(Front-end source files)
****************
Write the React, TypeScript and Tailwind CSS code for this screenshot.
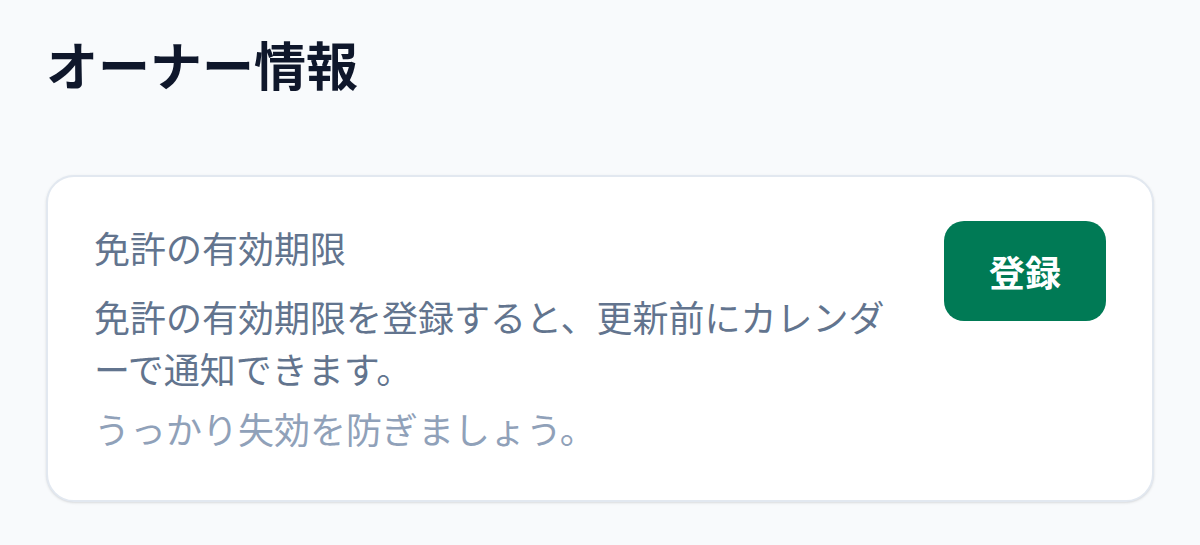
export default function App() {
  return (
    <div
      className="min-h-[545px] bg-slate-50 px-[46px] pt-[25px]"
      style={{ fontFamily: '"Noto Sans CJK JP", "Noto Sans", sans-serif' }}
    >
      <h1 className="text-[52px] font-bold leading-[78px] text-slate-900">オーナー情報</h1>

      <div className="mt-[72px] flex items-start gap-12 rounded-[28px] border-2 border-slate-200 bg-white px-[46px] pt-[43px] pb-[46px] shadow-sm">
        <div className="flex-1">
          <p className="text-[36px] leading-[54px] text-slate-500">免許の有効期限</p>
          <p className="mt-[16px] text-[36px] leading-[52px] text-slate-500">
            免許の有効期限を登録すると、更新前にカレンダーで通知できます。
          </p>
          <p className="mt-[8px] text-[36px] leading-[52px] text-slate-400">うっかり失効を防ぎましょう。</p>
        </div>
        <button className="mt-[1px] rounded-[20px] bg-emerald-700 px-[45px] py-[23px] text-[36px] font-bold leading-[54px] text-white">
          登録
        </button>
      </div>
    </div>
  );
}
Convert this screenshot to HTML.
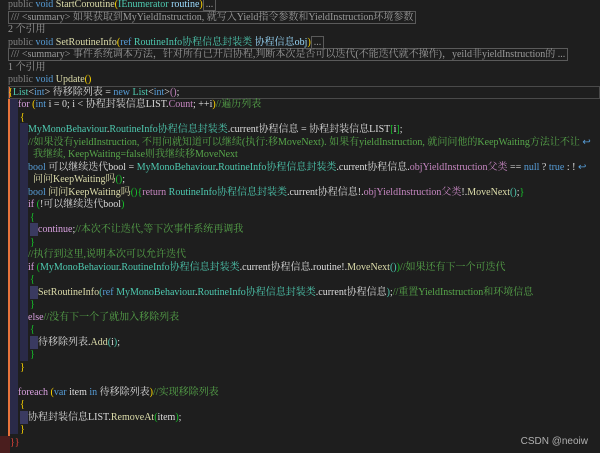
<!DOCTYPE html>
<html><head><meta charset="utf-8"><style>
body{margin:0;width:600px;height:453px;background:#1e1e1e;overflow:hidden;position:relative;font-family:"Liberation Serif","Noto Serif CJK SC",serif;font-size:10px;color:#dcdcdc}
.l{position:absolute;left:0;height:12.5px;line-height:12.5px;white-space:nowrap}
.k{color:#569cd6}.p{color:#d8a0df}.t{color:#4ec9b0}.m{color:#dcdcaa}.c{color:#57a64a}.g{color:#9a9a9a}.y{color:#ffd700}.v{color:#9cdcfe}.o{color:#c586c0}.gr{color:#17c42b}.dg{color:#808080}
.box{border:1px solid #5a5a5a;padding:0 2px}
.r{position:absolute}
</style></head><body>
<div class="r" style="left:8px;top:86px;width:2px;height:367px;background:#e8743b"></div>
<div class="r" style="left:10px;top:98px;width:8px;height:336px;background:#2a2a48"></div>
<div class="r" style="left:20px;top:123px;width:8px;height:238px;background:#2a2a48"></div>
<div class="r" style="left:30px;top:223px;width:8px;height:13px;background:#3a3a60"></div>
<div class="r" style="left:30px;top:286px;width:8px;height:13px;background:#3a3a60"></div>
<div class="r" style="left:30px;top:336px;width:8px;height:13px;background:#3a3a60"></div>
<div class="r" style="left:20px;top:411px;width:8px;height:13px;background:#3a3a60"></div>
<div class="r" style="left:0;top:436px;width:10px;height:17px;background:#4a1e1e"></div>
<div class="r" style="left:8px;top:86px;width:590px;height:11px;border:1px solid #4a4a4a"></div>

<div class="l" style="top:-1px;left:8px"><span class="dg">public</span> <span class="k">void</span> <span class="m">StartCoroutine</span><span class="y">(</span><span class="t">IEnumerator</span> <span class="v">routine</span><span class="y">)</span><span class="box g">...</span></div>
<div class="l" style="top:11.5px;left:8px"><span class="box g">/// &lt;summary&gt; 如果获取到MyYieldInstruction, 就写入Yield指令参数和YieldInstruction环境参数</span></div>
<div class="l g" style="top:24px;left:8px">2 个引用</div>
<div class="l" style="top:36.5px;left:8px"><span class="dg">public</span> <span class="k">void</span> <span class="m">SetRoutineInfo</span><span class="y">(</span><span class="k">ref</span> <span class="t">RoutineInfo协程信息封装类</span> <span class="v">协程信息obj</span><span class="y">)</span><span class="box g">...</span></div>
<div class="l" style="top:49px;left:8px"><span class="box g">/// &lt;summary&gt; 事件系统调本方法，针对所有已开启协程,判断本次是否可以迭代(不能迭代就不操作)，yeild非yieldInstruction的 ...</span></div>
<div class="l g" style="top:61.5px;left:8px">1 个引用</div>
<div class="l" style="top:74px;left:8px"><span class="dg">public</span> <span class="k">void</span> <span class="m">Update</span><span class="y">()</span></div>
<div class="l" style="top:86.5px;left:8px"><span class="y">{</span><span class="t">List</span>&lt;<span class="k">int</span>&gt; 待移除列表 = <span class="k">new</span> <span class="t">List</span>&lt;<span class="k">int</span>&gt;<span class="o">()</span>;</div>
<div class="l" style="top:99px;left:18px"><span class="p">for</span> <span class="y">(</span><span class="k">int</span> i = 0; i &lt; 协程封装信息LIST.<span class="o">Count</span>; ++i<span class="y">)</span><span class="c">//遍历列表</span></div>
<div class="l y" style="top:111.5px;left:20px">{</div>
<div class="l" style="top:124px;left:28px"><span class="t">MyMonoBehaviour</span>.<span class="t">RoutineInfo协程信息封装类</span>.current协程信息 = 协程封装信息LIST<span class="gr">[</span>i<span class="gr">]</span>;</div>
<div class="l c" style="top:136.5px;left:28px">//如果没有yieldInstruction, 不用问就知道可以继续(执行:移MoveNext). 如果有yieldInstruction, 就问问他的KeepWaiting方法让不让 <span class="k">↩</span></div>
<div class="l c" style="top:149px;left:33px">我继续, KeepWaiting=false则我继续移MoveNext</div>
<div class="l" style="top:161.5px;left:28px"><span class="k">bool</span> 可以继续迭代bool = <span class="t">MyMonoBehaviour</span>.<span class="t">RoutineInfo协程信息封装类</span>.current协程信息.<span class="o">objYieldInstruction父类</span> == <span class="k">null</span> ? <span class="k">true</span> : ! <span class="k">↩</span></div>
<div class="l" style="top:174px;left:33px"><span class="m">问问KeepWaiting吗</span><span class="gr">()</span>;</div>
<div class="l" style="top:186.5px;left:28px"><span class="k">bool</span> <span class="m">问问KeepWaiting吗</span><span class="gr">(){</span><span class="o">return</span> <span class="t">RoutineInfo协程信息封装类</span>.current协程信息!.<span class="o">objYieldInstruction父类</span>!.<span class="m">MoveNext</span><span class="t">()</span>;<span class="gr">}</span></div>
<div class="l" style="top:199px;left:28px"><span class="p">if</span> <span class="gr">(</span>!可以继续迭代bool<span class="gr">)</span></div>
<div class="l gr" style="top:211.5px;left:30px">{</div>
<div class="l" style="top:224px;left:38px"><span class="p">continue</span>;<span class="c">//本次不让迭代,等下次事件系统再调我</span></div>
<div class="l gr" style="top:236.5px;left:30px">}</div>
<div class="l c" style="top:249px;left:28px">//执行到这里,说明本次可以允许迭代</div>
<div class="l" style="top:261.5px;left:28px"><span class="p">if</span> <span class="gr">(</span><span class="t">MyMonoBehaviour</span>.<span class="t">RoutineInfo协程信息封装类</span>.current协程信息.routine!.<span class="m">MoveNext</span><span class="t">()</span><span class="gr">)</span><span class="c">//如果还有下一个可迭代</span></div>
<div class="l gr" style="top:274px;left:30px">{</div>
<div class="l" style="top:286.5px;left:38px"><span class="m">SetRoutineInfo</span><span class="t">(</span><span class="k">ref</span> <span class="t">MyMonoBehaviour</span>.<span class="t">RoutineInfo协程信息封装类</span>.current协程信息<span class="t">)</span>;<span class="c">//重置YieldInstruction和环境信息</span></div>
<div class="l gr" style="top:299px;left:30px">}</div>
<div class="l" style="top:311.5px;left:28px"><span class="p">else</span><span class="c">//没有下一个了就加入移除列表</span></div>
<div class="l gr" style="top:324px;left:30px">{</div>
<div class="l" style="top:336.5px;left:38px">待移除列表.<span class="m">Add</span><span class="t">(</span>i<span class="t">)</span>;</div>
<div class="l gr" style="top:349px;left:30px">}</div>
<div class="l y" style="top:361.5px;left:20px">}</div>
<div class="l" style="top:386.5px;left:18px"><span class="p">foreach</span> <span class="y">(</span><span class="k">var</span> item <span class="k">in</span> 待移除列表<span class="y">)</span><span class="c">//实现移除列表</span></div>
<div class="l y" style="top:399px;left:20px">{</div>
<div class="l" style="top:411.5px;left:28px">协程封装信息LIST.<span class="m">RemoveAt</span><span class="gr">(</span>item<span class="gr">)</span>;</div>
<div class="l y" style="top:424px;left:20px">}</div>
<div class="l" style="top:436.5px;left:10px;color:#e0443a">}}</div>
<div class="r" style="right:12px;top:436px;font-family:'Liberation Sans',sans-serif;font-size:10px;color:#b0b0b0">CSDN @neoiw</div>
</body></html>
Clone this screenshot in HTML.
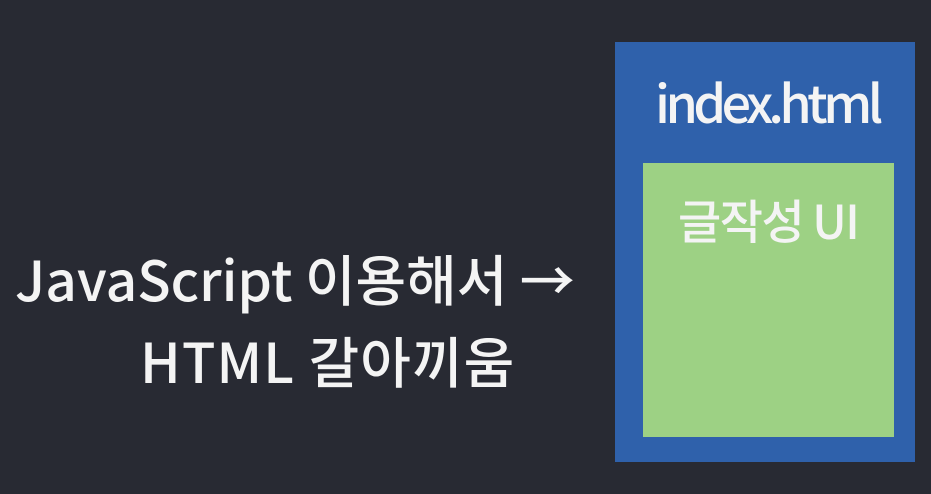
<!DOCTYPE html>
<html><head><meta charset="utf-8"><style>
html,body{margin:0;padding:0}
body{width:931px;height:494px;background:#282a33;position:relative;overflow:hidden;font-family:"Noto Sans CJK KR","Liberation Sans",sans-serif;color:#f4f4f4;font-weight:500}
.t{position:absolute;white-space:nowrap;line-height:1}
#blue{position:absolute;left:615px;top:42px;width:300px;height:420px;background:#2f61ab}
#green{position:absolute;left:643px;top:163px;width:251px;height:274px;background:#9dd184}
</style></head><body>
<div id="blue"></div>
<div id="green"></div>
<div class="t" style="left:655px;top:75px;font-size:52px;letter-spacing:-4.5px;">index.html</div>
<div class="t" style="left:678px;top:195px;font-size:47px;letter-spacing:-1.5px;">글작성 UI</div>
<div class="t" style="left:15px;top:250px;font-size:55px;letter-spacing:0;">JavaScript 이용해서 →</div>
<div class="t" style="left:140px;top:332px;font-size:55px;letter-spacing:1.1px;">HTML 갈아끼움</div>
</body></html>
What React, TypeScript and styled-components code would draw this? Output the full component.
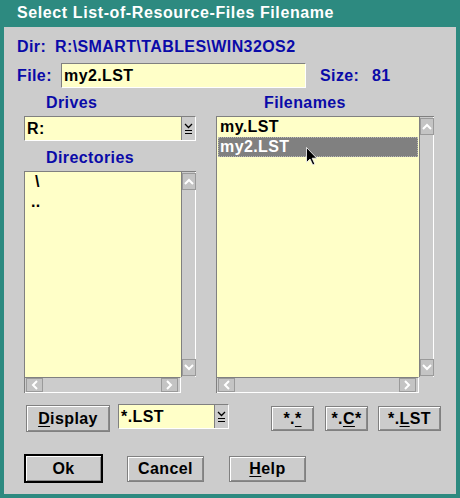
import React from 'react';
import styled, {createGlobalStyle} from 'styled-components';

const GlobalStyle = createGlobalStyle`
  body {
    margin: 0;
    background: #cccccc;
  }
  * {
    box-sizing: border-box;
  }
`;

const BLUE = '#0a0aa8';
const YELLOW = '#ffffc8';
const GRAY = '#cccccc';
const DARK = '#808080';

const baseFont = `
  font-family: "Liberation Sans", Arial, sans-serif;
  font-size: 16px;
  font-weight: bold;
  letter-spacing: 0.4px;
`;

const Win = {
  Frame: styled.div`
    width: 460px;
    height: 498px;
    background: #2d8a80;
    padding: 0 4px 4px 4px;
    display: flex;
    flex-direction: column;
    ${baseFont}
  `,
  Title: styled.div`
    height: 27px;
    padding-left: 13px;
    padding-top: 4px;
    color: #ffffff;
    letter-spacing: 0.6px;
    white-space: nowrap;
  `,
  Client: styled.div`
    position: relative;
    flex: 1;
    background: ${GRAY};
    display: flex;
    flex-direction: column;
  `,
};

const Info = {
  DirRow: styled.div`
    display: flex;
    margin-top: 11px;
    height: 17px;
    padding-left: 13px;
    color: ${BLUE};
    line-height: 17px;
  `,
  FileRow: styled.div`
    display: flex;
    align-items: center;
    margin-top: 8px;
    height: 25px;
    padding-left: 13px;
    color: ${BLUE};
  `,
  Label: styled.span<{$w: number}>`
    width: ${p => p.$w}px;
    flex-shrink: 0;
  `,
  Value: styled.span`
    white-space: nowrap;
  `,
};

const Field = styled.div<{$w: number}>`
  width: ${p => p.$w}px;
  height: 25px;
  background: ${YELLOW};
  border-top: 1px solid ${DARK};
  border-left: 1px solid ${DARK};
  border-bottom: 1px solid #ffffff;
  border-right: 1px solid #ffffff;
  color: #000000;
  padding: 2px 0 0 2px;
  line-height: 20px;
`;

const Main = {
  Wrapper: styled.div`
    display: flex;
    gap: 20px;
    margin-top: 6px;
    padding-left: 20px;
  `,
  Column: styled.div<{$w: number}>`
    width: ${p => p.$w}px;
    display: flex;
    flex-direction: column;
  `,
  GroupLabel: styled.div<{$indent: number; $top?: number}>`
    color: ${BLUE};
    height: 18px;
    line-height: 18px;
    padding-left: ${p => p.$indent}px;
    margin-top: ${p => p.$top ?? 0}px;
    margin-bottom: 4px;
  `,
};

const Combo = {
  Box: styled.div<{$w: number}>`
    display: flex;
    width: ${p => p.$w}px;
    height: 25px;
    border-top: 1px solid ${DARK};
    border-left: 1px solid ${DARK};
    border-bottom: 1px solid #ffffff;
    border-right: 1px solid #ffffff;
  `,
  Text: styled.div`
    flex: 1;
    background: ${YELLOW};
    color: #000000;
    padding: 2px 0 0 2px;
    line-height: 20px;
  `,
  Arrow: styled.div`
    width: 14px;
    background: ${GRAY};
    border-left: 1px solid ${DARK};
    display: flex;
    align-items: center;
    justify-content: center;
  `,
};

const List = {
  Frame: styled.div<{$h: number}>`
    display: grid;
    grid-template-columns: 1fr 15px;
    grid-template-rows: 1fr 16px;
    height: ${p => p.$h}px;
    border-top: 1px solid ${DARK};
    border-left: 1px solid ${DARK};
  `,
  Area: styled.div`
    background: ${YELLOW};
    padding: 0 1px;
    color: #000000;
    overflow: hidden;
  `,
  Item: styled.div<{$selected?: boolean; $indent: number}>`
    height: 20px;
    line-height: 20px;
    padding-left: ${p => p.$indent}px;
    background: ${p => (p.$selected ? '#808080' : 'transparent')};
    color: ${p => (p.$selected ? '#ffffff' : '#000000')};
    outline: ${p => (p.$selected ? '1px dotted #b8b8b8' : 'none')};
    outline-offset: -1px;
  `,
  VScroll: styled.div`
    display: flex;
    flex-direction: column;
    justify-content: space-between;
    background: ${GRAY};
    border-left: 1px solid ${DARK};
    border-right: 1px solid #ffffff;
    padding: 1px 0;
  `,
  HScroll: styled.div`
    display: flex;
    justify-content: space-between;
    align-items: center;
    background: ${GRAY};
    border-top: 1px solid ${DARK};
    border-bottom: 1px solid #ffffff;
    border-right: 1px solid #ffffff;
    padding: 0 2px 0 1px;
  `,
  Corner: styled.div`
    background: ${GRAY};
  `,
};

const ScrollBtn = styled.div<{$w: number; $h: number}>`
  width: ${p => p.$w}px;
  height: ${p => p.$h}px;
  background: #c4c4c4;
  border: 1px solid #9a9a9a;
  display: flex;
  align-items: center;
  justify-content: center;
`;

const Bar = {
  Filter: styled.div`
    display: flex;
    align-items: flex-start;
    margin-top: 11px;
    height: 28px;
  `,
  Bottom: styled.div`
    display: flex;
    align-items: flex-start;
    margin-top: 22px;
    padding-left: 20px;
  `,
};

const Button = styled.div<{$w: number; $h: number; $left: number; $top?: number; $default?: boolean}>`
  width: ${p => p.$w}px;
  height: ${p => p.$h}px;
  margin-left: ${p => p.$left}px;
  margin-top: ${p => p.$top ?? 0}px;
  background: ${GRAY};
  border: ${p => (p.$default ? '2px solid #000000' : `1px solid ${DARK}`)};
  box-shadow: inset 1px 1px #ffffff, inset -1px -1px #8a8a8a;
  color: #000000;
  display: flex;
  align-items: center;
  justify-content: center;
  flex-shrink: 0;
  u {
    text-decoration-thickness: 1px;
    text-underline-offset: 2px;
  }
`;

const Cursor = styled.svg`
  position: absolute;
  left: 302px;
  top: 120px;
`;

function ChevronUp() {
  return (
    <svg width="10" height="7" viewBox="0 0 10 7">
      <polyline points="1,6 5,2 9,6" fill="none" stroke="#ffffff" strokeWidth="2" />
    </svg>
  );
}

function ChevronDown() {
  return (
    <svg width="10" height="7" viewBox="0 0 10 7">
      <polyline points="1,1 5,5 9,1" fill="none" stroke="#ffffff" strokeWidth="2" />
    </svg>
  );
}

function ChevronLeft() {
  return (
    <svg width="7" height="10" viewBox="0 0 7 10">
      <polyline points="6,1 2,5 6,9" fill="none" stroke="#ffffff" strokeWidth="2" />
    </svg>
  );
}

function ChevronRight() {
  return (
    <svg width="7" height="10" viewBox="0 0 7 10">
      <polyline points="1,1 5,5 1,9" fill="none" stroke="#ffffff" strokeWidth="2" />
    </svg>
  );
}

function DropGlyph() {
  return (
    <svg width="9" height="12" viewBox="0 0 9 12">
      <polyline points="1,1 4.5,4.5 8,1" fill="none" stroke="#000000" strokeWidth="1.3" />
      <line x1="1" y1="7.5" x2="8" y2="7.5" stroke="#000000" strokeWidth="1" />
      <line x1="1" y1="10.5" x2="8" y2="10.5" stroke="#000000" strokeWidth="1" />
    </svg>
  );
}

type ListItem = {text: string; indent: number; selected?: boolean};

function ListBox({items, height}: {items: ListItem[]; height: number}) {
  return (
    <List.Frame $h={height}>
      <List.Area>
        {items.map((item, idx) => (
          <List.Item key={idx} $indent={item.indent} $selected={item.selected}>
            {item.text}
          </List.Item>
        ))}
      </List.Area>
      <List.VScroll>
        <ScrollBtn $w={14} $h={17}>
          <ChevronUp />
        </ScrollBtn>
        <ScrollBtn $w={14} $h={17}>
          <ChevronDown />
        </ScrollBtn>
      </List.VScroll>
      <List.HScroll>
        <ScrollBtn $w={17} $h={14}>
          <ChevronLeft />
        </ScrollBtn>
        <ScrollBtn $w={17} $h={14}>
          <ChevronRight />
        </ScrollBtn>
      </List.HScroll>
      <List.Corner />
    </List.Frame>
  );
}

const directories: ListItem[] = [
  {text: '\\', indent: 9},
  {text: '..', indent: 5},
];

const filenames: ListItem[] = [
  {text: 'my.LST', indent: 2},
  {text: 'my2.LST', indent: 2, selected: true},
];

export default function App() {
  return (
    <>
      <GlobalStyle />
      <Win.Frame>
        <Win.Title>Select List-of-Resource-Files Filename</Win.Title>
        <Win.Client>
          <Info.DirRow>
            <Info.Label $w={38}>Dir:</Info.Label>
            <Info.Value>R:\SMART\TABLES\WIN32OS2</Info.Value>
          </Info.DirRow>
          <Info.FileRow>
            <Info.Label $w={44}>File:</Info.Label>
            <Field $w={245}>my2.LST</Field>
            <Info.Label $w={52} style={{marginLeft: 14}}>
              Size:
            </Info.Label>
            <Info.Value>81</Info.Value>
          </Info.FileRow>

          <Main.Wrapper>
            <Main.Column $w={172}>
              <Main.GroupLabel $indent={22}>Drives</Main.GroupLabel>
              <Combo.Box $w={172}>
                <Combo.Text>R:</Combo.Text>
                <Combo.Arrow>
                  <DropGlyph />
                </Combo.Arrow>
              </Combo.Box>
              <Main.GroupLabel $indent={22} $top={8}>
                Directories
              </Main.GroupLabel>
              <ListBox items={directories} height={222} />
            </Main.Column>
            <Main.Column $w={218}>
              <Main.GroupLabel $indent={48}>Filenames</Main.GroupLabel>
              <ListBox items={filenames} height={277} />
            </Main.Column>
          </Main.Wrapper>

          <Bar.Filter>
            <Button $w={84} $h={27} $left={22} $top={1}>
              <span>
                <u>D</u>isplay
              </span>
            </Button>
            <Combo.Box $w={111} style={{marginLeft: 8}}>
              <Combo.Text>*.LST</Combo.Text>
              <Combo.Arrow>
                <DropGlyph />
              </Combo.Arrow>
            </Combo.Box>
            <Button $w={43} $h={25} $left={42} $top={2}>
              <span>
                *.<u>*</u>
              </span>
            </Button>
            <Button $w={43} $h={25} $left={11} $top={2}>
              <span>
                *.<u>C</u>*
              </span>
            </Button>
            <Button $w={63} $h={25} $left={10} $top={2}>
              <span>
                *.<u>L</u>ST
              </span>
            </Button>
          </Bar.Filter>

          <Bar.Bottom>
            <Button $w={79} $h={29} $left={0} $default>
              Ok
            </Button>
            <Button $w={77} $h={26} $left={24} $top={2}>
              Cancel
            </Button>
            <Button $w={77} $h={26} $left={25} $top={2}>
              <span>
                <u>H</u>elp
              </span>
            </Button>
          </Bar.Bottom>

          <Cursor width="12" height="19" viewBox="0 0 12 19">
            <path d="M0.5 0.5 L0.5 15.5 L4 12 L6.8 18 L8.8 17 L6.2 11.2 L10.8 11.2 Z" fill="#000000" stroke="#ffffff" strokeWidth="0.8" />
          </Cursor>
        </Win.Client>
      </Win.Frame>
    </>
  );
}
****************
■ **Request**: Give every line of the material that includes the string "code".

■ **Correct result**:
Write the React, TypeScript and Tailwind CSS code for this screenshot.
What React, TypeScript and styled-components code would draw this? Output the full component.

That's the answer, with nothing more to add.